→ Problem to solve
Read the listing and extract each line that includes the word "this".

########################################

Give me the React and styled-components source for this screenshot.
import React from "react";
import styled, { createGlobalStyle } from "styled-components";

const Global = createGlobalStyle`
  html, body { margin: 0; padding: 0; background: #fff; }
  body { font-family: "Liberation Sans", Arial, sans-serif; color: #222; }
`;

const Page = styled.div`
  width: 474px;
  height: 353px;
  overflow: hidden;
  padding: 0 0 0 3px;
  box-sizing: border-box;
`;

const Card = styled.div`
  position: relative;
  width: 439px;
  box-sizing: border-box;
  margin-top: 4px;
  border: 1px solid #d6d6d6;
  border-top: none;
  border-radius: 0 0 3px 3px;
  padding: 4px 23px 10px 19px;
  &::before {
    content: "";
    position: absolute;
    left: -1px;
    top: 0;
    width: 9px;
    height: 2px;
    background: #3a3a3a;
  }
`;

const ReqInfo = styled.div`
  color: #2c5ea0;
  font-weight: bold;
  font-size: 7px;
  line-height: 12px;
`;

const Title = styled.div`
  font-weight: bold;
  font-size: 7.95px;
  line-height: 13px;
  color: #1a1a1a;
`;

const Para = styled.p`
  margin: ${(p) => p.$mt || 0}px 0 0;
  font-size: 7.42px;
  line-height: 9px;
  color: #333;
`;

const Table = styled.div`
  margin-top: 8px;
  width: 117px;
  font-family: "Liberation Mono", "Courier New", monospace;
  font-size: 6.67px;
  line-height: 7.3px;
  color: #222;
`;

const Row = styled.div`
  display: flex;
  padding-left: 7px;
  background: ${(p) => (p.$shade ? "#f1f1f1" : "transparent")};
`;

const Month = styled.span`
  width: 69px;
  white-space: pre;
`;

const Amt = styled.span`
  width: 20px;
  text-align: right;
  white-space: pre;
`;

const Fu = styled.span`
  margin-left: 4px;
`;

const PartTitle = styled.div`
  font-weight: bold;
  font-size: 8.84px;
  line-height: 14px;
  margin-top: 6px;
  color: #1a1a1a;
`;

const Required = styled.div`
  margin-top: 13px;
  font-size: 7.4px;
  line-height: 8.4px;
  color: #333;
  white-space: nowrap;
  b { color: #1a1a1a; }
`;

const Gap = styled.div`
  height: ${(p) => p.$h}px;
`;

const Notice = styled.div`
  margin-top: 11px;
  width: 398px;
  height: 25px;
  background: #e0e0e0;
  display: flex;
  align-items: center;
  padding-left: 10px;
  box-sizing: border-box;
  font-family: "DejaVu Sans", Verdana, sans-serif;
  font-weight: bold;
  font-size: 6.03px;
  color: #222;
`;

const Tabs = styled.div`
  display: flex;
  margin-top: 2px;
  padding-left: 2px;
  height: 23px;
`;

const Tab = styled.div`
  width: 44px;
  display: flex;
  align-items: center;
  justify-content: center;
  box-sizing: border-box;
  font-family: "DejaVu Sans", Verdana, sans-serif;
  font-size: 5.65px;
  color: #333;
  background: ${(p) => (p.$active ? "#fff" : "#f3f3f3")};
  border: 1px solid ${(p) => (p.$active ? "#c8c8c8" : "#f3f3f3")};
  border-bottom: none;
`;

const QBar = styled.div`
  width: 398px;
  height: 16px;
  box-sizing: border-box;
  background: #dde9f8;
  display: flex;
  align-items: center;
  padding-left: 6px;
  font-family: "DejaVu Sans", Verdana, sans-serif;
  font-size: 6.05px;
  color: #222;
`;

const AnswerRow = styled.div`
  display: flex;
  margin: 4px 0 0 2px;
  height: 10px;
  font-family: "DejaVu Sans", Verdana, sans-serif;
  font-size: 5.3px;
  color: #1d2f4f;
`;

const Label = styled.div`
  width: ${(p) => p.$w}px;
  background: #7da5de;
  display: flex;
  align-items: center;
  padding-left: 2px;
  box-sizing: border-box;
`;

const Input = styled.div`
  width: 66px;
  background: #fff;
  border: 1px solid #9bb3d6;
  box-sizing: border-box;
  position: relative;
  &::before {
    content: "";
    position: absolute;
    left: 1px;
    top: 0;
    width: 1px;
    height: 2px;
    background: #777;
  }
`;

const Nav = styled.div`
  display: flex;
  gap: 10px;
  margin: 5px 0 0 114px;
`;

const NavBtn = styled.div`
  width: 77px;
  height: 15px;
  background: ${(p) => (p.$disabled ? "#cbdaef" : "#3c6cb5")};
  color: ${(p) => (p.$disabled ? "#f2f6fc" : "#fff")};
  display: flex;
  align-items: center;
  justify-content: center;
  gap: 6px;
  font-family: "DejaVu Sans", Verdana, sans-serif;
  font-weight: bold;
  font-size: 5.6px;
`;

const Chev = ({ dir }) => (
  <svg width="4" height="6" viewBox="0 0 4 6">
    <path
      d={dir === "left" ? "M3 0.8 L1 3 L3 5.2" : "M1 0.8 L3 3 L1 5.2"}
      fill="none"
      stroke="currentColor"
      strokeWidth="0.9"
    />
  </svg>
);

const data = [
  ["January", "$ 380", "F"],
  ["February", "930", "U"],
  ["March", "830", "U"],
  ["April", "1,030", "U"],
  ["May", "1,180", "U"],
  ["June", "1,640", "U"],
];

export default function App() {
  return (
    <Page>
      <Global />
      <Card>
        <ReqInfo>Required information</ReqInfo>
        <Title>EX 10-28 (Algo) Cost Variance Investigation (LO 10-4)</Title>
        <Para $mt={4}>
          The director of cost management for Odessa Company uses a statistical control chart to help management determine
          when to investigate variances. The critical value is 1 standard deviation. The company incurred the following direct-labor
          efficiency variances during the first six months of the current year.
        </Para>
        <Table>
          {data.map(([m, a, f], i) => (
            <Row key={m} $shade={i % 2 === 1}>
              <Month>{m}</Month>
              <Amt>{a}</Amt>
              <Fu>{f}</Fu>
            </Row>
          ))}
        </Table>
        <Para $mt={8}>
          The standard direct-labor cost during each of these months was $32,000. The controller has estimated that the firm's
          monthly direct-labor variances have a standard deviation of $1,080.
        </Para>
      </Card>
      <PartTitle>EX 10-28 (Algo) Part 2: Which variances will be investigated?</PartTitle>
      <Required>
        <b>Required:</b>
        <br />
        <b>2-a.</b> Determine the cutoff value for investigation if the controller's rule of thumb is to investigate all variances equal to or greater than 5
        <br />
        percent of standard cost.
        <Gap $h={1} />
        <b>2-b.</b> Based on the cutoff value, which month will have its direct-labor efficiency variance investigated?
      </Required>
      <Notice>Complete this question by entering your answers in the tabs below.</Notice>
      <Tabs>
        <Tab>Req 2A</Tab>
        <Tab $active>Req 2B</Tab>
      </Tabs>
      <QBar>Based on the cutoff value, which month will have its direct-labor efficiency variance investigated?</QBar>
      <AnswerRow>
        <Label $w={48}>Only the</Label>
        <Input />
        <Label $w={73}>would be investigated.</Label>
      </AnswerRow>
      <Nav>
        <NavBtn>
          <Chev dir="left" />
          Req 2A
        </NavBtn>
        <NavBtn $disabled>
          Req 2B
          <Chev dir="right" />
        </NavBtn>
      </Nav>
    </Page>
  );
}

########################################

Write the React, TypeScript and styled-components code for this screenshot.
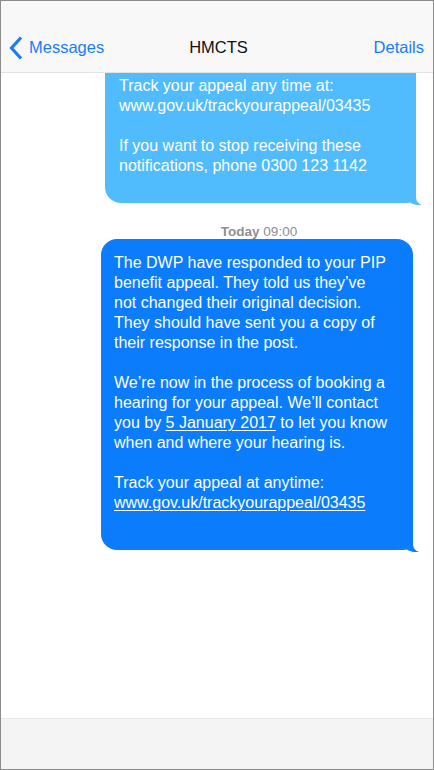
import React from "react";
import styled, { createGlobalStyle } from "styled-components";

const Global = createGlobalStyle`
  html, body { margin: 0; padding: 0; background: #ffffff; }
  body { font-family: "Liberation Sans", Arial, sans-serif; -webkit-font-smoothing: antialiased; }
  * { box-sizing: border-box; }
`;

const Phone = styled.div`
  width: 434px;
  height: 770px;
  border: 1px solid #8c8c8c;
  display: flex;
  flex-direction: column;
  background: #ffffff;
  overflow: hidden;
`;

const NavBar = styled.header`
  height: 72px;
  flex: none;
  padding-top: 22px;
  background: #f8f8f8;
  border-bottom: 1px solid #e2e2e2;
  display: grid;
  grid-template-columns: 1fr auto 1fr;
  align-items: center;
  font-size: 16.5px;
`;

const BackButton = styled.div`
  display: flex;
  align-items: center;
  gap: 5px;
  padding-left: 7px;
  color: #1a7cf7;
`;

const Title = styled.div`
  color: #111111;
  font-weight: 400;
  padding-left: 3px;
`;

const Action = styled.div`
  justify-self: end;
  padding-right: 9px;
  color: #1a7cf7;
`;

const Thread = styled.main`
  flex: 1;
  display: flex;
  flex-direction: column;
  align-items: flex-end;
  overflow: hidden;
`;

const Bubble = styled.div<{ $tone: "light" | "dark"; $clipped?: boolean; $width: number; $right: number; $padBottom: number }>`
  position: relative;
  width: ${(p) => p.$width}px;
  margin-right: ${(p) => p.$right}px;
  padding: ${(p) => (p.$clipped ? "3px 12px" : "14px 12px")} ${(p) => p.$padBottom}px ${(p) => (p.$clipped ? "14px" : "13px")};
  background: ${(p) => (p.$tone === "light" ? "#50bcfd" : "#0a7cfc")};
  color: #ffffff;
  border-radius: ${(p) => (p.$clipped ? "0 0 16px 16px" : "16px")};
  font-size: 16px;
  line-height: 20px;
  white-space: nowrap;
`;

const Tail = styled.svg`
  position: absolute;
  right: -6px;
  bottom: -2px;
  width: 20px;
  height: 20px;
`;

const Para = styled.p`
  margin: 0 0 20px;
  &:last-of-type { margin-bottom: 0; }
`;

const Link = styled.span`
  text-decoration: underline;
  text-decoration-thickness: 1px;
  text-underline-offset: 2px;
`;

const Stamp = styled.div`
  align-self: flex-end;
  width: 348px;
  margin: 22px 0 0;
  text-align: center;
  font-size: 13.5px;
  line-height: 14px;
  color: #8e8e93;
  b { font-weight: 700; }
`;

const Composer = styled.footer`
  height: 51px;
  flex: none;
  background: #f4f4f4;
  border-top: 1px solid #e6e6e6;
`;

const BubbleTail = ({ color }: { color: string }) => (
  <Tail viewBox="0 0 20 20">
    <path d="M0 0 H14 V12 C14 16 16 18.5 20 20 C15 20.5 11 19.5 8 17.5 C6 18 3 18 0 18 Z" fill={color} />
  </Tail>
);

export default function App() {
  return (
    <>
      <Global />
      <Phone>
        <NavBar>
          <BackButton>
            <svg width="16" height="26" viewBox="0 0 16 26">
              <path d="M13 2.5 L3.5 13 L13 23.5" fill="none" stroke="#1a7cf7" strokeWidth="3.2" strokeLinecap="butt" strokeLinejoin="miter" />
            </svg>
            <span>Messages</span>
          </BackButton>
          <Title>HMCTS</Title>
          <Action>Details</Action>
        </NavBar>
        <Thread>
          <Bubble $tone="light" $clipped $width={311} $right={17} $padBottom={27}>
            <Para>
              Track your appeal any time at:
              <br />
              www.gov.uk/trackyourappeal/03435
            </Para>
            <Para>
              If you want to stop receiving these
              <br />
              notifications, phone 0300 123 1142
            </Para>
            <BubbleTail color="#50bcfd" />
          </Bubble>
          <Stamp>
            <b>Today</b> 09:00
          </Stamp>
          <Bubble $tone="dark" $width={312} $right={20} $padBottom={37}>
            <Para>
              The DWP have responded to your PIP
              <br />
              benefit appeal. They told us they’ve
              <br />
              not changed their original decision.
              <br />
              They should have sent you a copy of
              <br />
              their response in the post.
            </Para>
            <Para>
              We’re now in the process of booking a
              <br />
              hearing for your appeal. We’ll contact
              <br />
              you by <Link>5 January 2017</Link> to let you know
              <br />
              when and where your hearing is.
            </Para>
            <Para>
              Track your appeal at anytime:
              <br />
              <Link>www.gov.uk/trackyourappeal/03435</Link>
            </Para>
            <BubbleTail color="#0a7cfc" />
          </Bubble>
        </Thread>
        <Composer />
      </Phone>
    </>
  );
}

########################################

→ Task answer
Give me the React and styled-components source for this screenshot.
      <Notice>Complete this question by entering your answers in the tabs below.</Notice>
Write the React, TypeScript and styled-components code for this screenshot.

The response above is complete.